From the Frontlines of Ukraine to the Digital Domain: Understanding Today's Security Environment

Published on May 29, 2026 at 10:37 AM

The latest warnings from GCHQ Director Anne Keast-Butler should be viewed as more than a cyber security statement. They are a strategic assessment of how modern conflict is evolving.

While global attention remains focused on kinetic operations in Ukraine, British intelligence believes Russia is increasingly compensating for battlefield difficulties through hybrid warfare, cyber operations, infrastructure targeting, influence campaigns, and covert disruption efforts across Europe. As Keast-Butler bluntly stated, "Putin is going backward on the battlefield." Yet that does not automatically translate into reduced risk for Western societies.

Historically, states facing military attrition often seek asymmetric methods to impose costs on their adversaries. In today's environment, those methods include cyber attacks against critical infrastructure, supply chains, communications systems, logistics networks, and public trust itself. GCHQ's assessment suggests Russia is scaling these activities rather than reducing them.

Equally important is the second part of the warning: China.

Unlike Russia, which is heavily engaged in a costly war, China is being described by British intelligence as a science and technology superpower with highly sophisticated cyber, intelligence, and military capabilities. The concern is not merely espionage, but long-term strategic competition in AI, quantum computing, critical technologies, industrial systems, and digital infrastructure.
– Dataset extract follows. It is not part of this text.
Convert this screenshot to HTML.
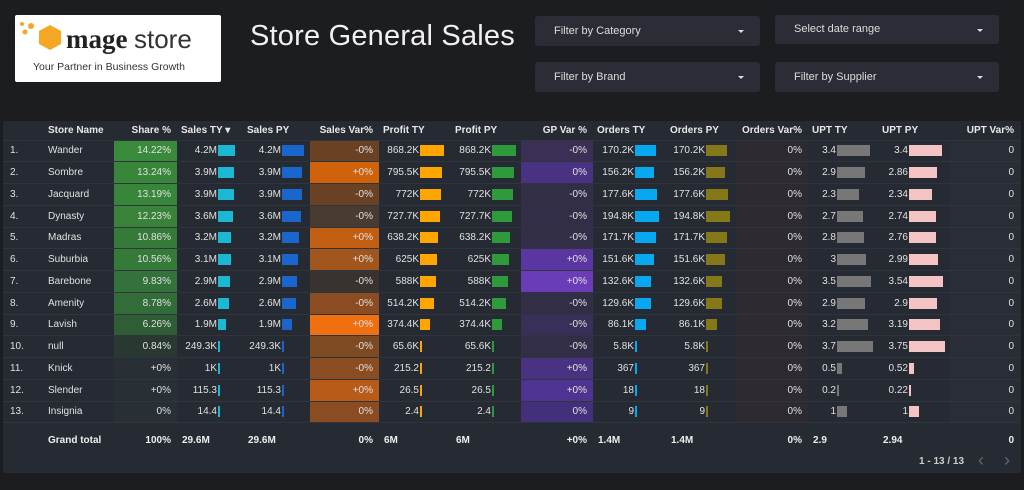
<!DOCTYPE html>
<html><head><meta charset="utf-8"><style>
*{margin:0;padding:0;box-sizing:border-box}
body{width:1024px;height:490px;background:#1c1d21;font-family:"Liberation Sans",sans-serif;color:#e6e6e6;position:relative;overflow:hidden}
.logo{position:absolute;left:15px;top:15px;width:206px;height:67px;background:#fff;border-radius:2px}
.title{position:absolute;left:250px;top:20px;font-size:29px;color:#f0f0f0;letter-spacing:.2px}
.f{position:absolute;background:#2a2d36;border-radius:3px;font-size:11px;color:#ddd;padding-left:19px;line-height:30px}
.f:after{content:"";position:absolute;right:16px;top:14px;border-left:3px solid transparent;border-right:3px solid transparent;border-top:3px solid #ddd}
.panel{position:absolute;left:3px;top:121px;width:1018px;height:352px;background:#262a33;border-radius:2px}
table{border-collapse:collapse;table-layout:fixed;width:1017px;font-size:10px}
th{height:19px;font-weight:bold;text-align:right;padding-right:6px;color:#e8e8e8;white-space:nowrap}
th.l{text-align:left;padding-left:4px}
td{height:21.75px;border-top:1px solid #30343d;text-align:right;padding-right:6px;white-space:nowrap;color:#e0e0e0}
td.n{text-align:left;padding-left:7px}
td.s{text-align:left;padding-left:4px}
td.b{text-align:left;padding:0}
td.b span{display:inline-block;text-align:right;vertical-align:middle}
td.b i{display:inline-block;height:11px;vertical-align:middle;margin-left:1px}
.c1 span{width:40px}.c1 i{background:#1ab8d2}
.c2 span{width:38px}.c2 i{background:#1a66cc}
.c3 span{width:40px}.c3 i{background:#ffa500}
.c4 span{width:40px}.c4 i{background:#2e9a3c}
.c5 span{width:41px}.c5 i{background:#08a8f0}
.c6 span{width:39px}.c6 i{background:#857818}
.c7 span{width:28px}.c7 i{background:#777}
.c8 span{width:30px}.c8 i{background:#f4c4c4}
.ov{background:#2d2a31}.uv{background:#282d36}
tr.g td{border-top:1px solid #30343d;font-weight:bold;height:35px;color:#eee}
tr.g td.b span{width:auto;padding-left:5px}
.pg{position:absolute;left:919px;top:456px;font-size:10px;color:#ccc;font-weight:bold}
.ar{position:absolute;top:450px;font-size:18px;color:#666}
</style></head><body>
<div class="logo">
<svg width="206" height="67" viewBox="0 0 206 67">
<circle cx="7" cy="9" r="2" fill="#f5a623"/><circle cx="16" cy="11" r="3" fill="#f5a623"/><circle cx="10" cy="17" r="2.5" fill="#f5a623"/>
<polygon points="35,10 46,16 46,29 35,35 24,29 24,16" fill="#f5a623"/>
<text x="51" y="33" font-family="Liberation Serif,serif" font-size="27" fill="#222" font-weight="bold">mage</text>
<text x="119" y="33" font-family="Liberation Sans,sans-serif" font-size="26" fill="#333">store</text>
<text x="18" y="55" font-family="Liberation Sans,sans-serif" font-size="10.5" fill="#333">Your Partner in Business Growth</text>
</svg></div>
<div class="title">Store General Sales</div>
<div class="f" style="left:535px;top:16px;width:225px;height:30px">Filter by Category</div>
<div class="f" style="left:775px;top:15px;width:224px;height:29px;line-height:29px">Select date range</div>
<div class="f" style="left:535px;top:62px;width:225px;height:30px">Filter by Brand</div>
<div class="f" style="left:775px;top:62px;width:224px;height:30px">Filter by Supplier</div>
<div class="panel">
<table>
<colgroup><col style="width:41px"><col style="width:70px"><col style="width:63px"><col style="width:66px"><col style="width:67px"><col style="width:69px"><col style="width:72px"><col style="width:70px"><col style="width:72px"><col style="width:73px"><col style="width:70px"><col style="width:72px"><col style="width:70px"><col style="width:72px"><col style="width:70px"></colgroup>
<tr><th></th><th class="l">Store Name</th><th>Share %</th><th class="l">Sales TY &#9662;</th><th class="l">Sales PY</th><th>Sales Var%</th><th class="l">Profit TY</th><th class="l">Profit PY</th><th>GP Var %</th><th class="l">Orders TY</th><th class="l">Orders PY</th><th>Orders Var%</th><th class="l">UPT TY</th><th class="l">UPT PY</th><th>UPT Var%</th></tr>
<tr><td class="n">1.</td><td class="s">Wander</td><td style="background:#3a8a3c">14.22%</td><td class="b c1"><span>4.2M</span><i style="width:17px"></i></td><td class="b c2"><span>4.2M</span><i style="width:22px"></i></td><td style="background:#6b4124">-0%</td><td class="b c3"><span>868.2K</span><i style="width:24px"></i></td><td class="b c4"><span>868.2K</span><i style="width:24px"></i></td><td style="background:#3b2f55">-0%</td><td class="b c5"><span>170.2K</span><i style="width:21px"></i></td><td class="b c6"><span>170.2K</span><i style="width:21px"></i></td><td class="ov">0%</td><td class="b c7"><span>3.4</span><i style="width:33px"></i></td><td class="b c8"><span>3.4</span><i style="width:33px"></i></td><td class="uv">0</td></tr>
<tr><td class="n">2.</td><td class="s">Sombre</td><td style="background:#38863a">13.24%</td><td class="b c1"><span>3.9M</span><i style="width:16px"></i></td><td class="b c2"><span>3.9M</span><i style="width:20px"></i></td><td style="background:#d0620c">+0%</td><td class="b c3"><span>795.5K</span><i style="width:22px"></i></td><td class="b c4"><span>795.5K</span><i style="width:22px"></i></td><td style="background:#4a3282">0%</td><td class="b c5"><span>156.2K</span><i style="width:19px"></i></td><td class="b c6"><span>156.2K</span><i style="width:19px"></i></td><td class="ov">0%</td><td class="b c7"><span>2.9</span><i style="width:28px"></i></td><td class="b c8"><span>2.86</span><i style="width:28px"></i></td><td class="uv">0</td></tr>
<tr><td class="n">3.</td><td class="s">Jacquard</td><td style="background:#38863a">13.19%</td><td class="b c1"><span>3.9M</span><i style="width:16px"></i></td><td class="b c2"><span>3.9M</span><i style="width:20px"></i></td><td style="background:#6b4124">-0%</td><td class="b c3"><span>772K</span><i style="width:21px"></i></td><td class="b c4"><span>772K</span><i style="width:21px"></i></td><td style="background:#332e48">-0%</td><td class="b c5"><span>177.6K</span><i style="width:22px"></i></td><td class="b c6"><span>177.6K</span><i style="width:22px"></i></td><td class="ov">0%</td><td class="b c7"><span>2.3</span><i style="width:22px"></i></td><td class="b c8"><span>2.34</span><i style="width:23px"></i></td><td class="uv">0</td></tr>
<tr><td class="n">4.</td><td class="s">Dynasty</td><td style="background:#38823a">12.23%</td><td class="b c1"><span>3.6M</span><i style="width:15px"></i></td><td class="b c2"><span>3.6M</span><i style="width:19px"></i></td><td style="background:#4a3b32">-0%</td><td class="b c3"><span>727.7K</span><i style="width:20px"></i></td><td class="b c4"><span>727.7K</span><i style="width:20px"></i></td><td style="background:#332e48">-0%</td><td class="b c5"><span>194.8K</span><i style="width:24px"></i></td><td class="b c6"><span>194.8K</span><i style="width:24px"></i></td><td class="ov">0%</td><td class="b c7"><span>2.7</span><i style="width:26px"></i></td><td class="b c8"><span>2.74</span><i style="width:27px"></i></td><td class="uv">0</td></tr>
<tr><td class="n">5.</td><td class="s">Madras</td><td style="background:#357a38">10.86%</td><td class="b c1"><span>3.2M</span><i style="width:13px"></i></td><td class="b c2"><span>3.2M</span><i style="width:17px"></i></td><td style="background:#c25e12">+0%</td><td class="b c3"><span>638.2K</span><i style="width:18px"></i></td><td class="b c4"><span>638.2K</span><i style="width:18px"></i></td><td style="background:#332e48">-0%</td><td class="b c5"><span>171.7K</span><i style="width:21px"></i></td><td class="b c6"><span>171.7K</span><i style="width:21px"></i></td><td class="ov">0%</td><td class="b c7"><span>2.8</span><i style="width:27px"></i></td><td class="b c8"><span>2.76</span><i style="width:27px"></i></td><td class="uv">0</td></tr>
<tr><td class="n">6.</td><td class="s">Suburbia</td><td style="background:#357a38">10.56%</td><td class="b c1"><span>3.1M</span><i style="width:13px"></i></td><td class="b c2"><span>3.1M</span><i style="width:16px"></i></td><td style="background:#a0561c">+0%</td><td class="b c3"><span>625K</span><i style="width:17px"></i></td><td class="b c4"><span>625K</span><i style="width:17px"></i></td><td style="background:#5a36a0">+0%</td><td class="b c5"><span>151.6K</span><i style="width:19px"></i></td><td class="b c6"><span>151.6K</span><i style="width:19px"></i></td><td class="ov">0%</td><td class="b c7"><span>3</span><i style="width:29px"></i></td><td class="b c8"><span>2.99</span><i style="width:29px"></i></td><td class="uv">0</td></tr>
<tr><td class="n">7.</td><td class="s">Barebone</td><td style="background:#33723a">9.83%</td><td class="b c1"><span>2.9M</span><i style="width:12px"></i></td><td class="b c2"><span>2.9M</span><i style="width:15px"></i></td><td style="background:#38332f">-0%</td><td class="b c3"><span>588K</span><i style="width:16px"></i></td><td class="b c4"><span>588K</span><i style="width:16px"></i></td><td style="background:#6a3cb8">+0%</td><td class="b c5"><span>132.6K</span><i style="width:16px"></i></td><td class="b c6"><span>132.6K</span><i style="width:16px"></i></td><td class="ov">0%</td><td class="b c7"><span>3.5</span><i style="width:34px"></i></td><td class="b c8"><span>3.54</span><i style="width:34px"></i></td><td class="uv">0</td></tr>
<tr><td class="n">8.</td><td class="s">Amenity</td><td style="background:#326c38">8.78%</td><td class="b c1"><span>2.6M</span><i style="width:11px"></i></td><td class="b c2"><span>2.6M</span><i style="width:14px"></i></td><td style="background:#8a4c20">-0%</td><td class="b c3"><span>514.2K</span><i style="width:14px"></i></td><td class="b c4"><span>514.2K</span><i style="width:14px"></i></td><td style="background:#332e48">-0%</td><td class="b c5"><span>129.6K</span><i style="width:16px"></i></td><td class="b c6"><span>129.6K</span><i style="width:16px"></i></td><td class="ov">0%</td><td class="b c7"><span>2.9</span><i style="width:28px"></i></td><td class="b c8"><span>2.9</span><i style="width:28px"></i></td><td class="uv">0</td></tr>
<tr><td class="n">9.</td><td class="s">Lavish</td><td style="background:#2f5e36">6.26%</td><td class="b c1"><span>1.9M</span><i style="width:8px"></i></td><td class="b c2"><span>1.9M</span><i style="width:10px"></i></td><td style="background:#f07010">+0%</td><td class="b c3"><span>374.4K</span><i style="width:10px"></i></td><td class="b c4"><span>374.4K</span><i style="width:10px"></i></td><td style="background:#3a2f58">-0%</td><td class="b c5"><span>86.1K</span><i style="width:11px"></i></td><td class="b c6"><span>86.1K</span><i style="width:11px"></i></td><td class="ov">0%</td><td class="b c7"><span>3.2</span><i style="width:31px"></i></td><td class="b c8"><span>3.19</span><i style="width:31px"></i></td><td class="uv">0</td></tr>
<tr><td class="n">10.</td><td class="s">null</td><td style="background:#2a3832">0.84%</td><td class="b c1"><span>249.3K</span><i style="width:2px"></i></td><td class="b c2"><span>249.3K</span><i style="width:2px"></i></td><td style="background:#7e4a22">-0%</td><td class="b c3"><span>65.6K</span><i style="width:2px"></i></td><td class="b c4"><span>65.6K</span><i style="width:2px"></i></td><td style="background:#332e48">-0%</td><td class="b c5"><span>5.8K</span><i style="width:2px"></i></td><td class="b c6"><span>5.8K</span><i style="width:2px"></i></td><td class="ov">0%</td><td class="b c7"><span>3.7</span><i style="width:36px"></i></td><td class="b c8"><span>3.75</span><i style="width:36px"></i></td><td class="uv">0</td></tr>
<tr><td class="n">11.</td><td class="s">Knick</td><td style="background:#293035">+0%</td><td class="b c1"><span>1K</span><i style="width:2px"></i></td><td class="b c2"><span>1K</span><i style="width:2px"></i></td><td style="background:#8a4c20">-0%</td><td class="b c3"><span>215.2</span><i style="width:2px"></i></td><td class="b c4"><span>215.2</span><i style="width:2px"></i></td><td style="background:#4a3282">+0%</td><td class="b c5"><span>367</span><i style="width:2px"></i></td><td class="b c6"><span>367</span><i style="width:2px"></i></td><td class="ov">0%</td><td class="b c7"><span>0.5</span><i style="width:5px"></i></td><td class="b c8"><span>0.52</span><i style="width:5px"></i></td><td class="uv">0</td></tr>
<tr><td class="n">12.</td><td class="s">Slender</td><td style="background:#293035">+0%</td><td class="b c1"><span>115.3</span><i style="width:2px"></i></td><td class="b c2"><span>115.3</span><i style="width:2px"></i></td><td style="background:#b85a18">+0%</td><td class="b c3"><span>26.5</span><i style="width:2px"></i></td><td class="b c4"><span>26.5</span><i style="width:2px"></i></td><td style="background:#4e3390">+0%</td><td class="b c5"><span>18</span><i style="width:2px"></i></td><td class="b c6"><span>18</span><i style="width:2px"></i></td><td class="ov">0%</td><td class="b c7"><span>0.2</span><i style="width:2px"></i></td><td class="b c8"><span>0.22</span><i style="width:2px"></i></td><td class="uv">0</td></tr>
<tr><td class="n">13.</td><td class="s">Insignia</td><td style="background:#293035">0%</td><td class="b c1"><span>14.4</span><i style="width:2px"></i></td><td class="b c2"><span>14.4</span><i style="width:2px"></i></td><td style="background:#8a4c20">0%</td><td class="b c3"><span>2.4</span><i style="width:2px"></i></td><td class="b c4"><span>2.4</span><i style="width:2px"></i></td><td style="background:#42307a">0%</td><td class="b c5"><span>9</span><i style="width:2px"></i></td><td class="b c6"><span>9</span><i style="width:2px"></i></td><td class="ov">0%</td><td class="b c7"><span>1</span><i style="width:10px"></i></td><td class="b c8"><span>1</span><i style="width:10px"></i></td><td class="uv">0</td></tr>
<tr class="g"><td></td><td class="s">Grand total</td><td>100%</td><td class="b"><span>29.6M</span></td><td class="b"><span>29.6M</span></td><td>0%</td><td class="b"><span>6M</span></td><td class="b"><span>6M</span></td><td>+0%</td><td class="b"><span>1.4M</span></td><td class="b"><span>1.4M</span></td><td>0%</td><td class="b"><span>2.9</span></td><td class="b"><span>2.94</span></td><td>0</td></tr>
</table>
</div>
<div class="pg">1 - 13 / 13</div>
<div class="ar" style="left:978px">&#8249;</div>
<div class="ar" style="left:1004px">&#8250;</div>
</body></html>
This is why one of the most significant lines from Keast-Butler's speech was not directed at governments, but at society as a whole:

"From boardrooms to living rooms."

Her message reflects a reality many organizations still underestimate: cyber security is no longer solely an IT issue. It is becoming a national resilience issue. The attack surface now extends from government agencies and multinational corporations to suppliers, contractors, small businesses, and individual households.

The recommendation to replace passwords with passkeys may sound technical, but the broader message is strategic: security must be built into systems from the beginning rather than added afterward. Supply chains, AI systems, cloud infrastructure, industrial networks, and consumer technologies are increasingly becoming part of the same security ecosystem.

The most important takeaway is that cyber security is no longer a specialist domain operating in the background. It is becoming a core pillar of economic competitiveness, national security, and geopolitical stability.

The battlefield is no longer only in eastern Ukraine.

It also runs through data centers, software supply chains, AI models, telecom networks, critical infrastructure, and the digital habits of ordinary citizens.